King Colossus casts the player as a strapping orphan lad (with no specific default name) who’s apparently been raised in a shack in the middle of the woods by a grumpy old hermit. A routine errand to retrieve a sword owned by said hermit from a nearby blacksmith brings our sheltered protagonist into conflict with the cult of the Dark God Gryuud, whose twisted servants have seized control of the land and are ruling it with the proverbial iron fist. Anyone remotely acquainted with basic fantasy clichés can see where this is going. Could it be that our hero has a special destiny related to his shrouded origins? One that makes him the only man capable of sorting out this whole Gryuud situation? The game doesn’t go out of its way to show fans of the genre anything they haven’t seen before and the broad strokes narrative feels perfunctory at best. One point in King Colossus’ favor, at least for me, is that its world has a gritty pulp swords and sorcery edge to it. We get dark gods, human sacrifice, pit fighting, and plenty of other trappings that would be right at home in a classic Conan yarn. You won’t find any cutesy monsters or wacky anime hijinks here.
If the storytelling favors style over substance, the gameplay goes to even greater extremes by remorselessly paring away every shred of the standard overhead action RPG formula that isn’t beating up on bad guys and leveling up. There’s no overworld to explore, no towns, no currency to collect or shops to spend it in, and the gear you’ll acquire is limited to weapons, armor, stat-boosting magic jewelry, and healing herbs. King Colossus teases you with glimpses of a world map on occasion, but this is more akin to the stylized level diagrams that appear between stages in Castlevania or Ghosts ‘n Goblins than a real navigation tool. Instead of gathering clues and forging your own path, you’ll be ushered directly from dungeon to dungeon with none of that pesky thinking required.

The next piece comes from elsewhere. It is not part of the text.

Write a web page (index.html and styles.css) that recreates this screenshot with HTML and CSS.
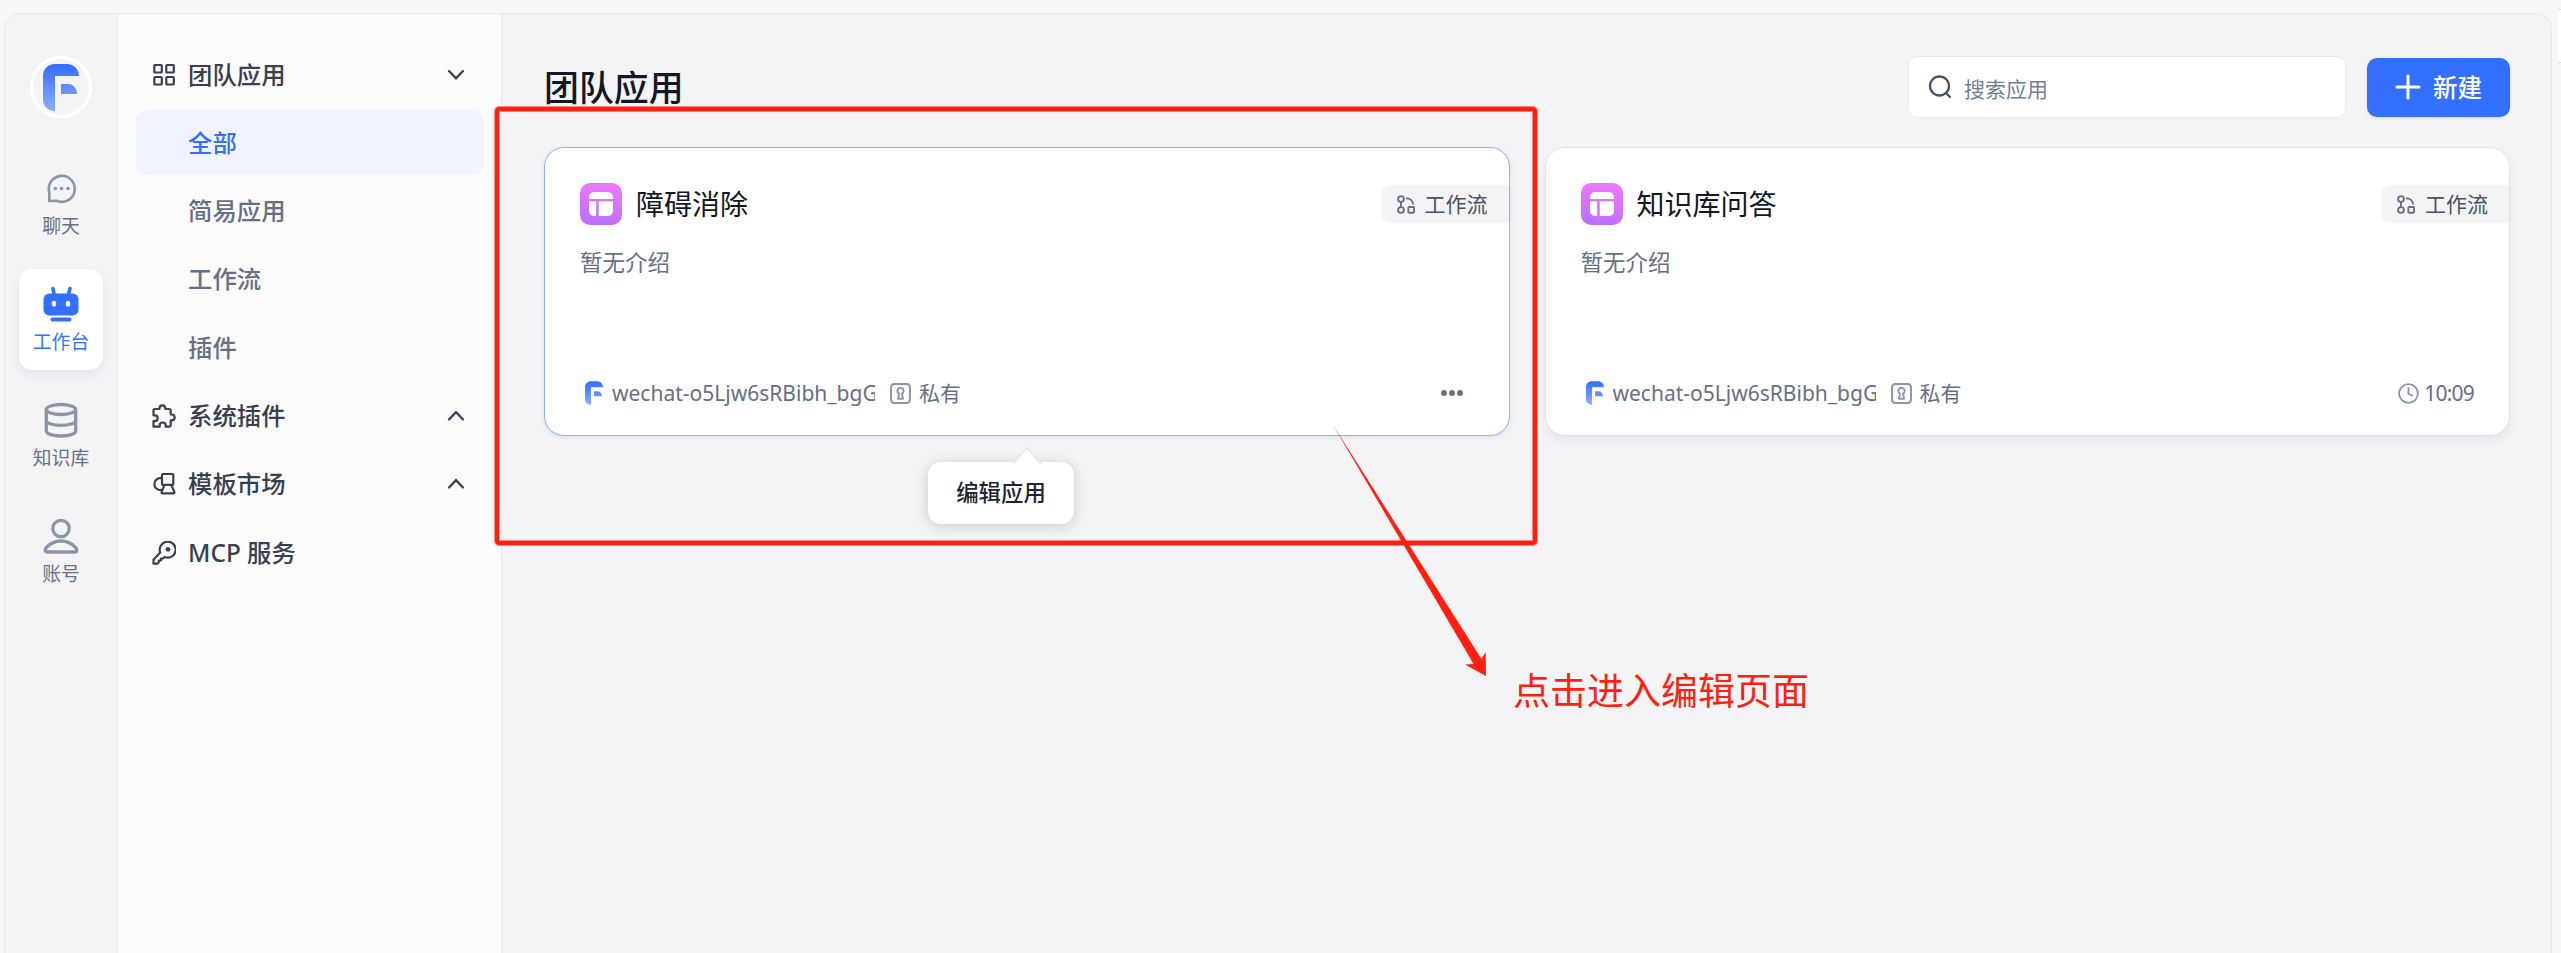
FILE: index.html
```html
<!DOCTYPE html>
<html lang="zh-CN">
<head>
  <meta charset="UTF-8">
  <title>团队应用</title>
  <link rel="stylesheet" href="styles.css">
</head>
<body>

  <!-- shared symbols -->
  <svg class="defs" width="0" height="0">
    <defs>
      <linearGradient id="blueGrad" x1="0" y1="0" x2="0" y2="1">
        <stop offset="0" stop-color="#326dff"/>
        <stop offset="1" stop-color="#8eaeff"/>
      </linearGradient>
      <linearGradient id="pinkGrad" x1="0.6" y1="0" x2="0.4" y2="1">
        <stop offset="0" stop-color="#ee78ff"/>
        <stop offset="1" stop-color="#bc70ff"/>
      </linearGradient>
    </defs>
    <symbol id="logo" viewBox="0 0 36 47">
      <path fill="url(#blueGrad)" d="M0 12C0 5 5 0 12 0H24C31 0 36 5 36 12H12V47C5 47 0 42 0 36ZM18 20H25C30 20 34 24 34 30H18Z"/>
    </symbol>
    <symbol id="flow" viewBox="0 0 18 19">
      <g fill="none" stroke="currentColor" stroke-width="1.9">
        <circle cx="4" cy="4" r="2.9"/>
        <circle cx="4" cy="15" r="2.9"/>
        <path d="M4 7V12M9 3.2C13 3.2 16 5.5 16 9.6"/>
        <rect x="11.3" y="12" width="5.8" height="5.8" rx="1"/>
      </g>
    </symbol>
    <symbol id="lock" viewBox="0 0 20 20">
      <rect x="1" y="1" width="18" height="18" rx="3" fill="none" stroke="currentColor" stroke-width="1.9"/>
      <path d="M8.6 10.2A3 3 0 1 1 11.4 10.2L12.4 15H7.6Z" fill="none" stroke="currentColor" stroke-width="1.8" stroke-linejoin="round"/>
    </symbol>
    <symbol id="appIcon" viewBox="0 0 42 42">
      <rect width="42" height="42" rx="10" fill="url(#pinkGrad)"/>
      <path fill="#fff" d="M9 16V14.5C9 11.2 11.2 9 14.5 9H27.5C30.8 9 33 11.2 33 14.5V16ZM9 18.2H16.2V33H14.5C11.2 33 9 30.8 9 27.5ZM18.7 18.2H33V27.5C33 30.8 30.8 33 27.5 33H18.7Z"/>
    </symbol>
  </svg>

  <div class="layout">
    <nav class="rail">
      <div class="avatar"><svg width="36" height="47"><use href="#logo"/></svg></div>

      <div class="rail-item">
        <svg width="36" height="36" viewBox="0 0 36 36">
          <path d="M6.3 31V22.5A13 13 0 1 1 13.5 30.7Z" fill="none" stroke="#8a95a7" stroke-width="2.6" stroke-linejoin="round"/>
          <g fill="#8a95a7"><circle cx="12.3" cy="18.5" r="1.8"/><circle cx="18.5" cy="18.5" r="1.8"/><circle cx="25" cy="18.5" r="1.8"/></g>
        </svg>
        <span>聊天</span>
      </div>

      <div class="rail-item active">
        <svg width="36" height="36" viewBox="0 0 36 36">
          <g fill="#3370ff">
            <rect x="0.5" y="7.5" width="35" height="22" rx="6"/>
            <rect x="7.5" y="31.5" width="21" height="4" rx="1.8"/>
          </g>
          <path d="M10 2.500L11 8M27 2.500L25.500 8" stroke="#3370ff" stroke-width="3.6" stroke-linecap="round"/>
          <g fill="#fff"><ellipse cx="11" cy="17.7" rx="2.2" ry="3"/><ellipse cx="25" cy="17.7" rx="2.2" ry="3"/></g>
        </svg>
        <span>工作台</span>
      </div>

      <div class="rail-item">
        <svg width="36" height="36" viewBox="0 0 36 36">
          <g fill="none" stroke="#8a95a7" stroke-width="3.3">
            <ellipse cx="18" cy="7.5" rx="14.7" ry="5"/>
            <path d="M3.3 7.5V29C3.3 32 9.9 34 18 34S32.7 32 32.7 29V7.5M3.3 18.5C3.3 21.300 9.900 23.300 18 23.300S32.700 21.300 32.700 18.500"/>
          </g>
        </svg>
        <span>知识库</span>
      </div>

      <div class="rail-item">
        <svg width="36" height="36" viewBox="0 0 36 36">
          <g fill="none" stroke="#8a95a7" stroke-width="3.3">
            <circle cx="18" cy="10.5" r="8.2"/>
            <path d="M4 34C1.5 34 2 31 3.5 29.3C7.5 25.2 12.5 23 18 23S28.5 25.2 32.5 29.3C34 31 34.5 34 32 34Z" stroke-linejoin="round"/>
          </g>
        </svg>
        <span>账号</span>
      </div>
    </nav>

    <aside class="menu">
      <div class="menu-item">
        <svg class="menu-icon" viewBox="0 0 24 24">
          <g fill="none" stroke="currentColor" stroke-width="2.2">
            <rect x="2.3" y="2" width="7.5" height="7.5" rx="0.8"/><rect x="14.3" y="2" width="7.5" height="7.5" rx="0.8"/>
            <rect x="2.3" y="14" width="7.5" height="7.5" rx="0.8"/><rect x="14.3" y="14" width="7.5" height="7.5" rx="0.8"/>
          </g>
        </svg>
        <span>团队应用</span>
        <svg class="chevron" viewBox="0 0 18 12"><path d="M2 2L9 9.3L16 2"/></svg>
      </div>
      <div class="menu-item sub selected"><span>全部</span></div>
      <div class="menu-item sub"><span>简易应用</span></div>
      <div class="menu-item sub"><span>工作流</span></div>
      <div class="menu-item sub"><span>插件</span></div>
      <div class="menu-item">
        <svg class="menu-icon" viewBox="0 0 24 24">
          <path d="M1.5 6.5Q1.500 5 3 5H7.500V4.200A2.900 2.900 0 0 1 13.300 4.200V5H17Q18.700 5 18.700 6.700V10.500H19.700A2.900 2.900 0 0 1 19.700 16.300H18.700V21Q18.700 22.700 17 22.700H13.700V21.500A3 3 0 0 0 7.700 21.500V22.700H1.500V17H2.800A2.700 2.700 0 0 0 2.800 11.300H1.500Z" fill="none" stroke="currentColor" stroke-width="2.2" stroke-linejoin="round"/>
        </svg>
        <span>系统插件</span>
        <svg class="chevron" viewBox="0 0 18 12"><path d="M2 9.500L9 2.200L16 9.500"/></svg>
      </div>
      <div class="menu-item">
        <svg class="menu-icon" viewBox="0 0 24 24">
          <g fill="none" stroke="currentColor" stroke-width="2.2" stroke-linejoin="round">
            <rect x="10" y="2" width="11.3" height="10.8" rx="0.8"/>
            <path d="M9.5 6.300A5.900 5.900 0 1 0 10.500 17.500M12.500 12.800L9.700 19.800Q9.300 21.300 10.500 21.300H21.500Q22.700 21.300 22.300 19.800L19.200 12.800"/>
          </g>
        </svg>
        <span>模板市场</span>
        <svg class="chevron" viewBox="0 0 18 12"><path d="M2 9.500L9 2.200L16 9.500"/></svg>
      </div>
      <div class="menu-item">
        <svg class="menu-icon" viewBox="0 0 24 24">
          <path d="M8.2 11.500A8 8 0 1 1 12.500 16L11 17.500H9V19.500H6.800V21.300L5.300 22.700H1.500V18.700Z" fill="none" stroke="currentColor" stroke-width="2.2" stroke-linejoin="round"/>
          <circle cx="16" cy="8.3" r="2.4" fill="currentColor"/>
        </svg>
        <span>MCP 服务</span>
      </div>
    </aside>

    <main class="content">
      <header class="topbar">
        <h1>团队应用</h1>
        <div class="search">
          <svg width="24" height="24" viewBox="0 0 24 24"><path d="M18 18L22 22M21 11A9.500 9.500 0 1 1 2 11A9.500 9.500 0 1 1 21 11Z" fill="none" stroke="#485264" stroke-width="2.3" stroke-linecap="round"/></svg>
          <span>搜索应用</span>
        </div>
        <button class="create">
          <svg width="26" height="26" viewBox="0 0 26 26"><path d="M13 2V24M2 13H24" stroke="#fff" stroke-width="3" stroke-linecap="round"/></svg>
          <span>新建</span>
        </button>
      </header>

      <div class="cards">
        <div class="card hover">
          <div class="card-head">
            <svg width="42" height="42"><use href="#appIcon"/></svg>
            <span class="name">障碍消除</span>
            <span class="tag"><svg width="18" height="19"><use href="#flow"/></svg><span>工作流</span></span>
          </div>
          <p class="intro">暂无介绍</p>
          <div class="card-foot">
            <svg class="owner-logo" width="18" height="24"><use href="#logo"/></svg>
            <span class="owner">wechat-o5Ljw6sRBibh_bgG</span>
            <svg class="lock" width="21" height="21"><use href="#lock"/></svg>
            <span class="scope">私有</span>
            <svg class="more" width="24" height="8" viewBox="0 0 24 8"><g fill="#667085"><circle cx="4" cy="4" r="2.9"/><circle cx="12" cy="4" r="2.9"/><circle cx="20" cy="4" r="2.9"/></g></svg>
          </div>
          <div class="tooltip">编辑应用
            <svg class="tooltip-arrow" width="28" height="17" viewBox="0 0 28 17"><path d="M0 17L14 1L28 17" fill="#fff" stroke="#e6e6e9" stroke-width="1.5"/></svg>
          </div>
        </div>

        <div class="card">
          <div class="card-head">
            <svg width="42" height="42"><use href="#appIcon"/></svg>
            <span class="name">知识库问答</span>
            <span class="tag"><svg width="18" height="19"><use href="#flow"/></svg><span>工作流</span></span>
          </div>
          <p class="intro">暂无介绍</p>
          <div class="card-foot">
            <svg class="owner-logo" width="18" height="24"><use href="#logo"/></svg>
            <span class="owner">wechat-o5Ljw6sRBibh_bgG</span>
            <svg class="lock" width="21" height="21"><use href="#lock"/></svg>
            <span class="scope">私有</span>
            <span class="time">
              <svg width="21" height="21" viewBox="0 0 21 21"><path d="M10.500 5V11L14.300 12.700" fill="none" stroke="#8a95a7" stroke-width="1.9" stroke-linecap="round"/><circle cx="10.5" cy="10.5" r="9.4" fill="none" stroke="#8a95a7" stroke-width="1.9"/></svg>
              10:09
            </span>
          </div>
        </div>
      </div>
    </main>
  </div>

  <div class="edge"></div>

  <!-- red marks over the page -->
  <div class="mark-box"></div>
  <svg class="mark-arrow" width="160" height="256" viewBox="0 0 160 256">
    <path fill="#ff1f10" d="M3 0L151.4 233.7L155.7 227L156 251L135 239.5L143.6 239Z"/>
  </svg>
  <div class="mark-text">点击进入编辑页面</div>

</body>
</html>
```
FILE: styles.css
```css
* {
  box-sizing: border-box;
}
body {
  margin: 0;
  height: 953px;
  overflow: hidden;
  position: relative;
  background: #f7f7f7;
  font-family: "Noto Sans", "Noto Sans CJK SC", sans-serif;
  color: #111824;
}
svg {
  display: block;
  flex-shrink: 0;
}
.defs {
  position: absolute;
}
.layout {
  display: flex;
  height: 960px;
  margin: 13px 9px 0 4px;
  border: 1px solid #e8e9eb;
  border-radius: 16px 16px 0 0;
  background: #f4f4f7;
  overflow: hidden;
}

/* left rail */
.rail {
  width: 113px;
  padding-top: 42px;
  border-right: 1px solid #e8eaee;
  display: flex;
  flex-direction: column;
  align-items: center;
  gap: 15px;
}
.avatar {
  width: 62px;
  height: 62px;
  margin-bottom: 20px;
  border: 3px solid #fff;
  border-radius: 50%;
  display: flex;
  justify-content: center;
  align-items: center;
}
.rail-item {
  width: 84px;
  height: 101px;
  padding-top: 17px;
  border-radius: 14px;
  display: flex;
  flex-direction: column;
  align-items: center;
  font-size: 18.8px;
  line-height: 24px;
  color: #667085;
  gap: 8px;
}
.rail-item.active {
  background: #fff;
  color: #3370ff;
  box-shadow: 0 4px 10px rgba(19, 51, 107, 0.08);
}

/* app menu */
.menu {
  width: 384px;
  padding: 28px 17px 0 18px;
  background: #fbfbfc;
  border-right: 1px solid #e8ebf0;
  display: flex;
  flex-direction: column;
  gap: 3.3px;
}
.menu-item {
  height: 65px;
  padding: 0 19px 0 16px;
  border-radius: 12px;
  display: flex;
  align-items: center;
  font-size: 24.4px;
  font-weight: 500;
  color: #383f50;
}
.menu-item span {
  margin-bottom: 3px;
}
.menu-icon {
  width: 24px;
  height: 24px;
  margin-right: 12px;
}
.menu-item.sub {
  padding-left: 52px;
  color: #667085;
}
.menu-item.selected {
  background: #f0f4ff;
  color: #3370ff;
}
.chevron {
  width: 18px;
  height: 12px;
  margin-left: auto;
  fill: none;
  stroke: #383f50;
  stroke-width: 2.3;
  stroke-linecap: round;
}

/* content */
.content {
  flex: 1;
  padding: 42px 41px 0 42px;
}
.topbar {
  display: flex;
  align-items: center;
  height: 62px;
  margin-bottom: 29px;
}
h1 {
  margin: 0 auto 3px 0;
  font-size: 34.9px;
  font-weight: 500;
}
.search {
  width: 438px;
  height: 62px;
  margin-right: 21px;
  padding-left: 19px;
  border: 1px solid #e8ebf0;
  border-radius: 10px;
  background: #fff;
  display: flex;
  align-items: center;
  gap: 12px;
  font-size: 21px;
  color: #717d96;
}
.search span {
  margin-top: 2px;
}
.create {
  width: 143px;
  height: 59px;
  padding: 0;
  border: none;
  border-radius: 10px;
  background: #3370ff;
  color: #fff;
  display: flex;
  justify-content: center;
  align-items: center;
  gap: 12px;
  font-family: inherit;
  font-size: 24.5px;
  font-weight: 500;
  box-shadow: 0 1px 3px rgba(19, 51, 107, 0.12);
}
.create span {
  margin-bottom: 1px;
}
.cards {
  display: grid;
  grid-template-columns: 1fr 1fr;
  gap: 35px;
}
.card {
  position: relative;
  height: 289px;
  padding: 35px 0 0 35px;
  border: 1px solid #dfe2ea;
  border-radius: 20px;
  background: #fff;
  box-shadow: 0 5px 10px rgba(19, 51, 107, 0.07);
}
.card.hover {
  border-color: #8fb1ff;
  box-shadow: 0 1px 4px rgba(19, 51, 107, 0.12);
}
.card-head {
  display: flex;
  align-items: center;
  height: 42px;
}
.name {
  margin: 0 0 2px 14px;
  font-size: 28px;
}
.tag {
  width: 128px;
  height: 38px;
  margin-left: auto;
  padding-left: 16px;
  border-radius: 9px 0 0 9px;
  background: #f4f4f7;
  color: #485264;
  display: flex;
  align-items: center;
  gap: 10px;
  font-size: 21px;
}
.tag span {
  margin-bottom: 2px;
}
.tag svg {
  color: #667085;
}
.intro {
  height: 32px;
  margin: 22px 0 96px;
  font-size: 22.5px;
  line-height: 32px;
  color: #667085;
}
.card-foot {
  display: flex;
  align-items: center;
  height: 36px;
  padding: 0 35px 0 5px;
  font-size: 21px;
  color: #667085;
}
.owner {
  width: 263px;
  margin: 0 15px 0 9px;
  overflow: hidden;
  white-space: nowrap;
}
.lock {
  margin-right: 8px;
  color: #8a95a7;
}
.scope {
  margin-bottom: 2px;
}
.more {
  margin: 0 10px 0 auto;
}
.time {
  margin-left: auto;
  display: flex;
  align-items: center;
  gap: 5px;
  letter-spacing: -0.8px;
}
.tooltip {
  position: absolute;
  left: 383px;
  top: 314px;
  width: 146px;
  height: 62px;
  border-radius: 13px;
  background: #fff;
  box-shadow: 0 2px 14px rgba(0, 0, 0, 0.17);
  color: #1d2532;
  font-size: 22.4px;
  font-weight: 500;
  line-height: 61px;
  text-align: center;
}
.tooltip-arrow {
  position: absolute;
  left: 85px;
  top: -15px;
}
.edge {
  position: absolute;
  right: 0;
  top: 9px;
  width: 3px;
  height: 54px;
  background: #fff;
  border: 1px solid #dcdcdc;
  border-width: 1px 0;
}

/* marks */
.mark-box {
  position: absolute;
  left: 495px;
  top: 107px;
  width: 1042px;
  height: 438px;
  border: solid #ff1f10;
  border-width: 4px;
  border-radius: 4px;
  box-shadow: 0 0 0 1px rgba(255, 31, 16, 0.5), inset 0 0 0 1px rgba(255, 31, 16, 0.5);
}
.mark-arrow {
  position: absolute;
  left: 1330px;
  top: 425px;
}
.mark-text {
  position: absolute;
  left: 1513px;
  top: 664px;
  font-size: 37px;
  line-height: 54px;
  color: #ff1f10;
  white-space: nowrap;
}
```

The dungeons themselves don’t offer much in the way of puzzles and are primarily “hack your way to the boss” affairs with a side of basic platforming. At least the combat itself is fairly well-realized. You’re able to bring the pain with an assortment of swords, spears, axes, chains, crossbows, and magic staves. Each weapon type has its own distinct feel and is quite useful against the enemy horde, with one glaring exception: Swords. The swords are bloody awful in this game. They have virtually no reach, which makes getting close enough to land a hit with one a significant, yet completely unnecessary risk. This flaw would be easier to overlook altogether if the game’s plot didn’t make such a big deal out of one specific magic sword with a special connection to the main character’s backstory. You go on a quest to get it, another quest to power it up, and you’re still likely to let it sit in your inventory unused. If I wanted to be a real highfalutin’ game critic for once, I could totally call ludonarrative dissonance on this one. In the interest of not asphyxiating on my own farts, however, I’ll stick with declaring it a missed opportunity.
There’s a small selection of magic at your command, too; five spells in all. You have a couple of direct damage dealers, an energy shield, a utilitarian warp back to the start of the current dungeon, and, most importantly, Time Stop. Time Stop makes for an auto-win against pretty much anything, allowing you to pile hit after hit on the defenseless opposition. It even works on bosses! Take it from me: Whenever you’re given access to a time stopping power that works in boss fights (Kick Master, Astyanax), you save all your magic points for that if you know what’s good for you. Strangely, you have access to all five of your powers from the very start of the game. While you do earn more magic points as you level-up, making it possible to cast spells more frequently, you’ll never learn an entirely new one. Instead, your character growth is purely numeric, which is another missed opportunity in my book. Fighting your way through dungeons feels about the same at level twenty as it does at level one.
Those last four paragraphs may read like one huge extended windup before I finally come down hard on King Colossus and tell you that it’s just not worth your time. Hardly! Sure, the story is trite and the RPG gameplay has been simplified to the utmost. Thankfully, though, the core hack and slash dungeon delving still makes for a decent enough ride on its own and the game’s brisk pacing suits it well. After all, the obvious upside to never having to wonder where to go or what to do next is that you’re effectively guaranteed to always be making steady progress. You can even save at any time, a rare luxury in a console game of the era. Basically, King Colossus knows exactly what it wants to be and doesn’t overstay its welcome. As previously stated, it also gets major bonus points from me for managing to look and sound every bit the part of a grim saga from the pen of Robert E. Howard himself. The soundtrack in particular strikes just the right balance of eldritch mystery and pulse-pounding danger, proving (as did Golden Axe, Alisia Dragoon, and Gauntlet IV) that the Mega Drive sound chip could be as effective a delivery vehicle for blood and thunder fantasy anthems as it was for the heavy metal of MUSHA or the techno of Streets of Rage 2.
So King Colossus earns a moderate recommendation. It won’t exactly strain your brain, but it is a game that knows what’s best in life: To crush your enemies, see them driven before you, and to hear the lamentation of their pixels!